During the same trip, a friend took a photo of Earthrace as she passed in front of the impressive headquarters of MI5, and this remains one of my favourite photos taken of Earthrace during my entire involvement with the project – see photo below.
On our second-to-last day in London we took Sir Richard Branson out on the boat as he had expressed an interest to come and see what we were all about. Richard Branson’s Virgin Atlantic airline was experimenting with using biofuels in their planes and so we had a common interest in renewable fuels. I had arranged for a local Maori cultural group, Ngati Ranana, to perform a haka (a maori war dance) and traditional welcome when Sir Richard Branson arrived on the boat at Chelsea Harbour, and it turned out to be an extremely moving and heart warming experience. The cultural group did an awesome job and it was very moving watching them perform with such joy and passion – it made me feel proud to be a kiwi (New Zealander). I have attached a photo below of Sir Richard Branson watching the haka.

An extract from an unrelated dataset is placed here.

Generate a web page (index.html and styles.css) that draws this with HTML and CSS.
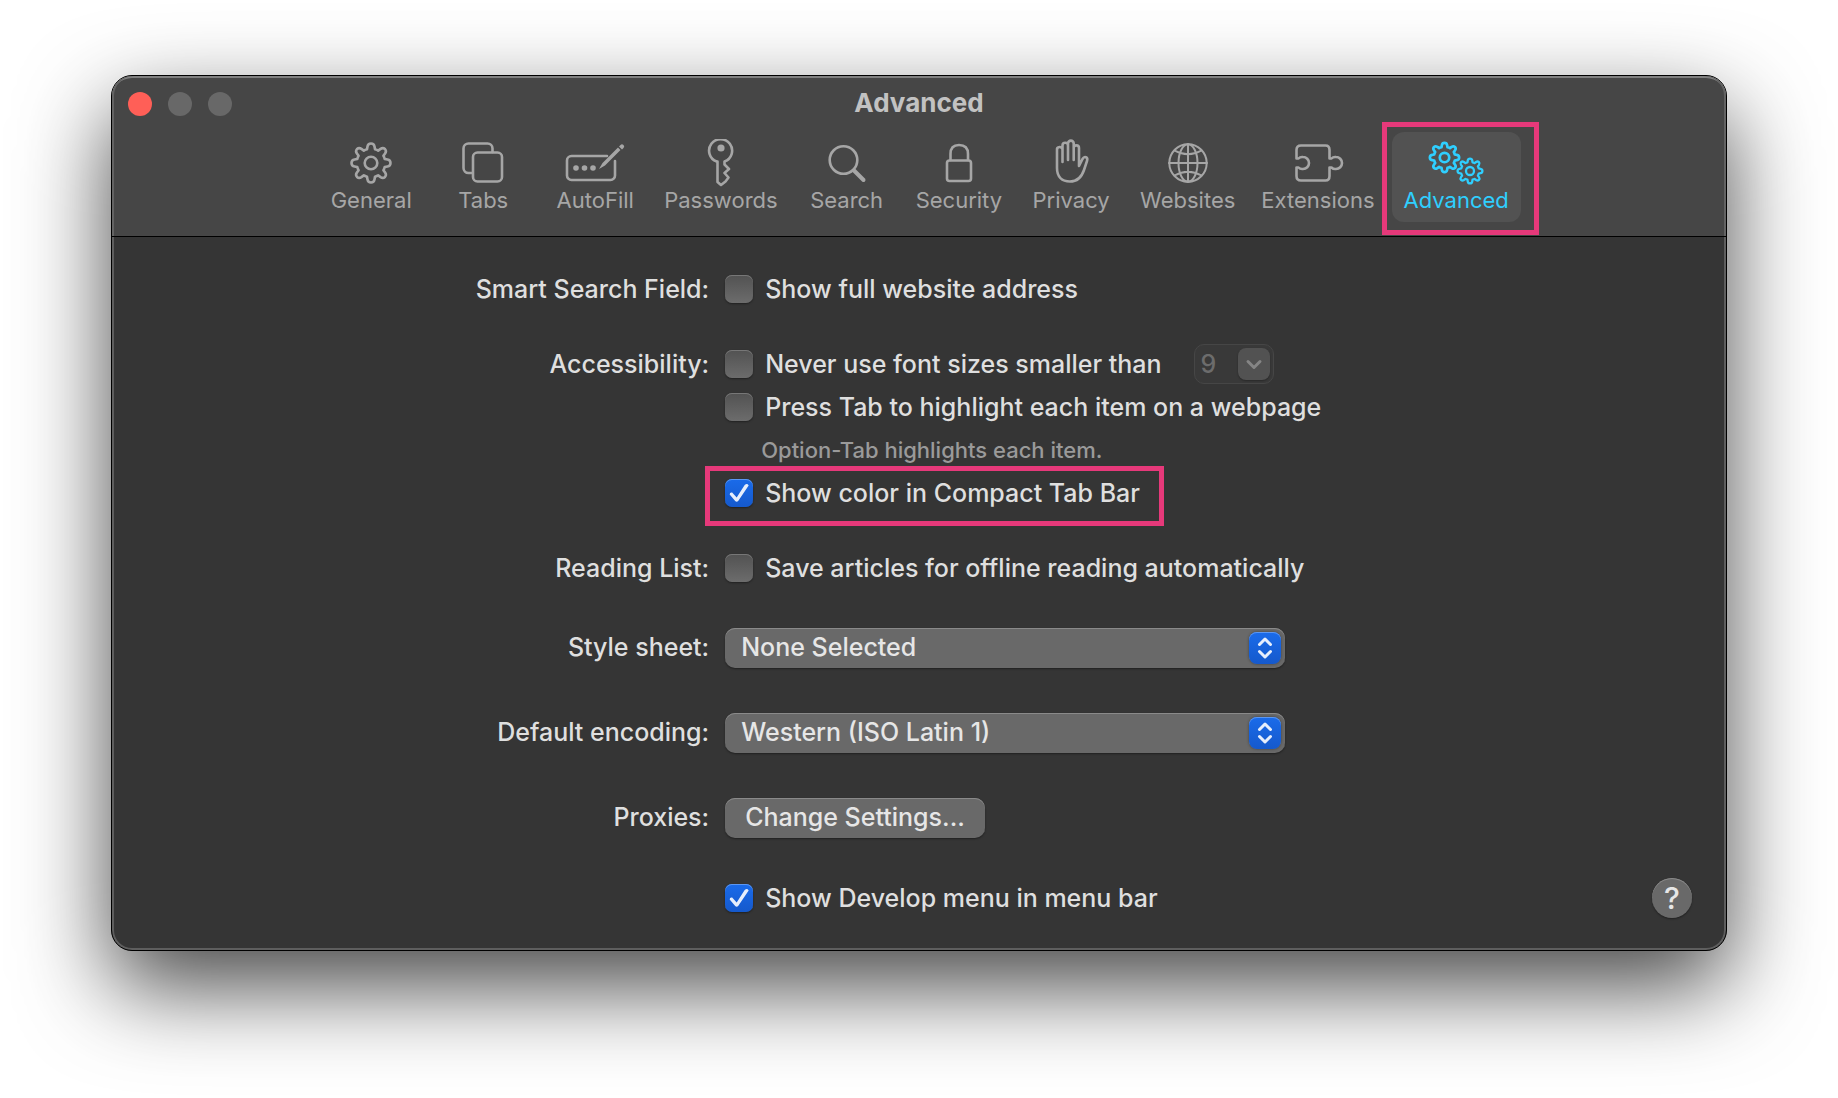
FILE: index.html
```html
<!DOCTYPE html>
<html lang="en">
<head>
<meta charset="utf-8">
<title>Advanced</title>
<link rel="stylesheet" href="styles.css">
</head>
<body>

<!-- shared icon shapes -->
<svg class="defs" aria-hidden="true">
    <symbol id="gear" viewBox="0 0 44 44">
        <path d="M18.5 5.5 Q19 2.5 22 2.5 Q25 2.5 25.5 5.5 L26 8.3 Q28 8.8 29.2 9.6 L31.6 7.9 Q34 6.3 36 8 Q37.8 10 36.1 12.4 L34.4 14.8 Q35.3 16.2 35.7 18 L38.5 18.5 Q41.5 19 41.5 22 Q41.5 25 38.5 25.5 L35.7 26 Q35.3 27.8 34.4 29.2 L36.1 31.6 Q37.8 34 36 36 Q34 37.7 31.6 36.1 L29.2 34.4 Q28 35.2 26 35.7 L25.5 38.5 Q25 41.5 22 41.5 Q19 41.5 18.5 38.5 L18 35.7 Q16 35.2 14.8 34.4 L12.4 36.1 Q10 37.7 8 36 Q6.2 34 7.9 31.6 L9.6 29.2 Q8.7 27.8 8.3 26 L5.5 25.5 Q2.5 25 2.5 22 Q2.5 19 5.5 18.5 L8.3 18 Q8.7 16.2 9.6 14.8 L7.9 12.4 Q6.2 10 8 8 Q10 6.3 12.4 7.9 L14.8 9.6 Q16 8.8 18 8.3 Z"/>
        <circle cx="22" cy="22" r="6.3"/>
    </symbol>
    <symbol id="updown" viewBox="0 0 32 32">
        <path d="M10.5 12.5 L16 7 L21.5 12.5 M10.5 19.5 L16 25 L21.5 19.5"/>
    </symbol>
</svg>

<main class="window">
    <header class="titlebar">
        <div class="title-row">
            <div class="lights">
                <button class="light light-close" aria-label="Close"></button>
                <button class="light" aria-label="Minimize" disabled></button>
                <button class="light" aria-label="Zoom" disabled></button>
            </div>
            <h1 class="title">Advanced</h1>
        </div>
        <nav class="toolbar">
            <button class="tab">
                <svg class="icon" viewBox="0 0 60 48"><use href="#gear" x="8" y="2" width="44" height="44"/></svg>
                General
            </button>
            <button class="tab">
                <svg class="icon" viewBox="0 0 60 48">
                    <path d="M18.5 34 H15.5 A5 5 0 0 1 10.500 29 V9.500 A5 5 0 0 1 15.500 4.500 H34.500 A5 5 0 0 1 39.500 9.500 V13"/>
                    <rect x="20" y="13.500" width="29" height="29" rx="4.500"/>
                </svg>
                Tabs
            </button>
            <button class="tab">
                <svg class="icon" viewBox="0 0 60 48">
                    <path d="M42 17 H6.500 A4.500 4.500 0 0 0 2 21.500 V36.500 A4.500 4.500 0 0 0 6.500 41 H45.500 A4.500 4.500 0 0 0 50 36.500 V22"/>
                    <path class="solid" d="M34 30 L37.500 24 L53 8.500 L55.500 11 L40 26.500 Z M54 7.500 L55.500 6 A2 2 0 0 1 58.500 9 L57 10.500 Z"/>
                    <circle class="solid" cx="11" cy="29" r="2.800"/>
                    <circle class="solid" cx="19.500" cy="29" r="2.800"/>
                    <circle class="solid" cx="28" cy="29" r="2.800"/>
                </svg>
                AutoFill
            </button>
            <button class="tab">
                <svg class="icon" viewBox="0 0 60 48">
                    <path d="M25.700 22.500 A11.500 11.500 0 1 1 33.500 22.500 V25.500 L38 30 L33.500 34 L37.500 38.500 L34.500 42.500 L30 46 L26.500 43 V22.500"/>
                    <circle class="solid" cx="30" cy="9" r="3.600"/>
                </svg>
                Passwords
            </button>
            <button class="tab">
                <svg class="icon" viewBox="0 0 60 48">
                    <circle cx="26.500" cy="21" r="13.800"/>
                    <path class="thick" d="M37 31.500 L46.500 41"/>
                </svg>
                Search
            </button>
            <button class="tab">
                <svg class="icon" viewBox="0 0 60 48">
                    <rect x="18" y="21.500" width="24" height="20.500" rx="2.500"/>
                    <path d="M21.500 21 V15 Q21.500 6 30 6 Q39 6 39 15 V21"/>
                </svg>
                Security
            </button>
            <button class="tab">
                <svg class="icon" viewBox="0 0 60 48">
                    <path d="M21.500 23 V10.500 A2.600 2.600 0 0 0 16 11 V29 C16 38 21 42.500 29 42.500 C37 42.500 41 37 43 31 L46 22 C47.300 18 43.500 16.500 41.500 20 L38 27 V9 A2.600 2.600 0 0 0 32.700 9 M21.500 21 V6.500 A2.700 2.700 0 0 1 27 6.500 V21 M27 6 V4.500 A2.800 2.800 0 0 1 32.700 4.500 V21"/>
                </svg>
                Privacy
            </button>
            <button class="tab">
                <svg class="icon thin" viewBox="0 0 60 48">
                    <circle cx="30" cy="24" r="18.700"/>
                    <ellipse cx="30" cy="24" rx="9.500" ry="18.700"/>
                    <path d="M11 24 H49 M30 5 V43 M16.500 11.500 Q30 19 43.500 11.500 M16.500 36.500 Q30 29 43.500 36.500"/>
                </svg>
                Websites
            </button>
            <button class="tab">
                <svg class="icon" viewBox="0 0 60 48">
                    <path d="M8.500 19.500 V11 Q8.500 6.500 13 6.500 H37.500 Q41.500 6.500 41.500 11 V19.500 H43.500 C45 17.800 46.500 17.800 48 18 A6 6 0 0 1 48 30 C46.500 30.200 45 30 43.500 28.500 H41.500 V37 Q41.500 41.500 37.500 41.500 H13 Q8.500 41.500 8.500 37 V28.500 H10.500 C12 30.200 13.500 30.200 15 30 A6 6 0 0 0 15 18 C13.500 17.800 12 17.800 10.500 19.500 Z"/>
                </svg>
                Extensions
            </button>
            <button class="tab tab-active" aria-current="page">
                <svg class="icon bold" viewBox="0 0 60 48">
                    <use href="#gear" x="2" y="2" width="33" height="33"/>
                    <use href="#gear" x="30" y="18" width="28" height="28"/>
                </svg>
                Advanced
            </button>
        </nav>
    </header>

    <form class="settings">
        <span class="caption">Smart Search Field:</span>
        <label class="check"><input type="checkbox"> Show full website address</label>

        <span class="caption">Accessibility:</span>
        <div class="group">
            <div class="inline">
                <label class="check"><input type="checkbox"> Never use font sizes smaller than</label>
                <span class="combo">
                    <select class="combo-select" aria-label="Minimum font size" disabled>
                        <option>9</option>
                    </select>
                    <svg class="badge badge-off" viewBox="0 0 32 32"><path d="M10 13.500 L16 19.500 L22 13.500"/></svg>
                </span>
            </div>
            <label class="check"><input type="checkbox"> Press Tab to highlight each item on a webpage</label>
            <p class="hint">Option-Tab highlights each item.</p>
            <label class="check marked"><input type="checkbox" checked> Show color in Compact Tab Bar</label>
        </div>

        <span class="caption">Reading List:</span>
        <label class="check"><input type="checkbox"> Save articles for offline reading automatically</label>

        <label class="caption caption-tall" for="stylesheet">Style sheet:</label>
        <span class="popup">
            <select class="popup-select" id="stylesheet">
                <option>None Selected</option>
            </select>
            <svg class="badge"><use href="#updown"/></svg>
        </span>

        <label class="caption caption-tall" for="encoding">Default encoding:</label>
        <span class="popup">
            <select class="popup-select" id="encoding">
                <option>Western (ISO Latin 1)</option>
            </select>
            <svg class="badge"><use href="#updown"/></svg>
        </span>

        <span class="caption caption-tall">Proxies:</span>
        <button class="push" type="button">Change Settings...</button>

        <div class="last-row">
            <label class="check"><input type="checkbox" checked> Show Develop menu in menu bar</label>
            <button class="help" type="button" aria-label="Help">?</button>
        </div>
    </form>
</main>

</body>
</html>
```

FILE: styles.css
```css
* {
    box-sizing: border-box;
}
body {
    margin: 0;
    padding: 75px 111px 0;
    min-height: 100vh;
    background-color: white;
    font-family: Inter, "Liberation Sans", sans-serif;
    font-size: 25px;
    font-weight: 500;
    color: #dfdfdf;
}
button, select, input {
    font: inherit;
    color: inherit;
    margin: 0;
}
.defs {
    position: absolute;
    width: 0;
    height: 0;
}
.window {
    border: 1px solid black;
    border-radius: 21px;
    background-color: #353535;
    box-shadow: inset 0 0 0 2px #5e5e5e, 0 36px 90px rgba(0, 0, 0, 0.72);
}

/* title bar */
.titlebar {
    padding-bottom: 14px;
    border-bottom: 1px solid black;
    border-radius: 20px 20px 0 0;
    background-color: #464646;
    box-shadow: inset 2px 0 0 #636363, inset -2px 0 0 #636363, inset 0 2px 0 #808080;
}
.title-row {
    display: grid;
    grid-template-columns: 1fr auto 1fr;
    align-items: center;
    height: 56px;
    padding: 0 16px;
}
.lights {
    display: flex;
    gap: 16px;
}
.light {
    width: 24px;
    height: 24px;
    padding: 0;
    border: none;
    border-radius: 50%;
    background-color: #686868;
}
.light-close {
    background-color: #ff5f57;
}
.title {
    margin: 0;
    padding-bottom: 3px;
    font-size: 26px;
    font-weight: 700;
    color: #c2c2c2;
}
.toolbar {
    display: flex;
    justify-content: center;
    gap: 8px;
    padding-left: 2px;
}
.tab {
    display: flex;
    flex-direction: column;
    align-items: center;
    min-width: 104px;
    height: 90px;
    padding: 7px 9px 0;
    border: none;
    border-radius: 12px;
    background: none;
    font-size: 22px;
    font-weight: 400;
    line-height: 26px;
    color: #a6a6a6;
}
.tab-active {
    position: relative;
    padding: 7px 12px 0;
    background-color: #525252;
    color: #2fcfff;
}
.icon {
    width: 60px;
    height: 48px;
    fill: none;
    stroke: currentColor;
    stroke-width: 2.6;
    stroke-linecap: round;
    stroke-linejoin: round;
}
.thin {
    stroke-width: 2;
}
.bold {
    stroke-width: 3.6;
}
.thick {
    stroke-width: 4;
}
.solid {
    fill: currentColor;
    stroke: none;
}

/* pink highlight frames */
.tab-active::after, .marked::after {
    content: "";
    position: absolute;
    border: 5px solid #e6397a;
    pointer-events: none;
}
.tab-active::after {
    inset: -10px -18px -13px -10px;
}

/* settings form */
.settings {
    display: grid;
    grid-template-columns: 37% 1fr;
    column-gap: 16px;
    row-gap: 45px;
    justify-items: start;
    padding: 37px 0;
    line-height: 30px;
}
.caption {
    justify-self: end;
}
.caption-tall {
    line-height: 38px;
}
.check {
    display: flex;
    align-items: center;
    gap: 12px;
}
.check input {
    appearance: none;
    width: 28px;
    height: 28px;
    border-radius: 7px;
    background: linear-gradient(#525252, #6c6c6c);
    box-shadow: inset 0 1px 0 #777777, 0 1px 2px rgba(0, 0, 0, 0.4);
}
.check input:checked {
    background: linear-gradient(#1a6bea, #1559cc);
    box-shadow: inset 0 1px 0 #5c97f2, 0 1px 2px rgba(0, 0, 0, 0.4);
}
.check input:checked::before {
    content: "";
    display: block;
    width: 28px;
    height: 28px;
    background-color: #e6eefc;
    clip-path: path("M4.500 15.500 Q4.500 13 7 13.500 L11.500 18.500 L19.500 6 Q22 4 23.500 6.500 L13 22 Q11.500 23.500 10 22 Z");
}
.group {
    display: flex;
    flex-direction: column;
    align-items: flex-start;
    gap: 13px;
}
.inline {
    display: flex;
    align-items: center;
    gap: 32px;
    height: 30px;
}
.hint {
    margin: 0;
    padding-left: 36px;
    font-size: 22px;
    color: #9a9a9a;
}
.marked {
    position: relative;
}
.marked::after {
    inset: -12px -24px -18px -20px;
}

/* pop-up buttons */
.popup, .combo {
    display: grid;
    align-items: center;
}
.popup {
    width: 560px;
}
.popup > *, .combo > * {
    grid-area: 1 / 1;
}
.popup-select, .combo-select {
    appearance: none;
    width: 100%;
    border: none;
    border-radius: 10px;
    color: #e6e6e6;
}
.popup-select, .push, .help {
    height: 40px;
    background-color: #696969;
    box-shadow: inset 0 1px 0 #8a8a8a, 0 1px 2px rgba(0, 0, 0, 0.4);
}
.popup-select {
    padding: 0 48px 2px 16px;
}
.badge {
    justify-self: end;
    width: 32px;
    height: 32px;
    margin-right: 4px;
    border-radius: 8px;
    background: linear-gradient(#1a6bea, #1559cc);
    box-shadow: inset 0 1px 0 #5c97f2, 0 0 3px rgba(0, 0, 0, 0.4);
    fill: none;
    stroke: #e6eefc;
    stroke-width: 3;
    stroke-linecap: round;
    stroke-linejoin: round;
    pointer-events: none;
}
.badge-off {
    background: #525252;
    box-shadow: 0 1px 2px rgba(0, 0, 0, 0.3);
    stroke: #858585;
}
.combo {
    width: 80px;
}
.combo-select {
    height: 40px;
    padding: 0 0 0 6px;
    border: 1px solid #464646;
    background-color: #393939;
    color: #6c6c6c;
    opacity: 1;
}
.push {
    padding: 0 20px 2px;
    border: none;
    border-radius: 10px;
    color: #e6e6e6;
}
.last-row {
    grid-column: 2;
    justify-self: stretch;
    display: flex;
    justify-content: space-between;
    align-items: center;
    height: 30px;
    padding-right: 34px;
}
.help {
    width: 40px;
    padding: 0;
    border: none;
    border-radius: 50%;
    font-size: 30px;
    color: #e6e6e6;
}
```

But all good things must come to an end, and so it was the very next day that the Earthrace boat left London bound for France, whereas I remained behind to return home to New Zealand.
My involvement with the Earthrace project remains, to this day, the most incredible adventure I have ever been involved with. During my time with the project I stepped so far outside my comfort zone, it felt surreal at times. But at all times, it is fair to say that I felt, for the first time in my life, that I was living, really living – rather than simply existing.
It was the best of times and the worst of times, but overall I wouldn’t have missed it for the world.
The final photo below shows the author standing on the dock in Chelsea, after just having said his final goodbyes to the boat and crew after two incredible years with the project. The photo was taken in September 2007
In June 2008 Earthrace finally broke the world record for a powerboat to circumnavigate the Earth. The previous record was 75 days. Earthrace did the journey in 61 days – a truly remarkable effort.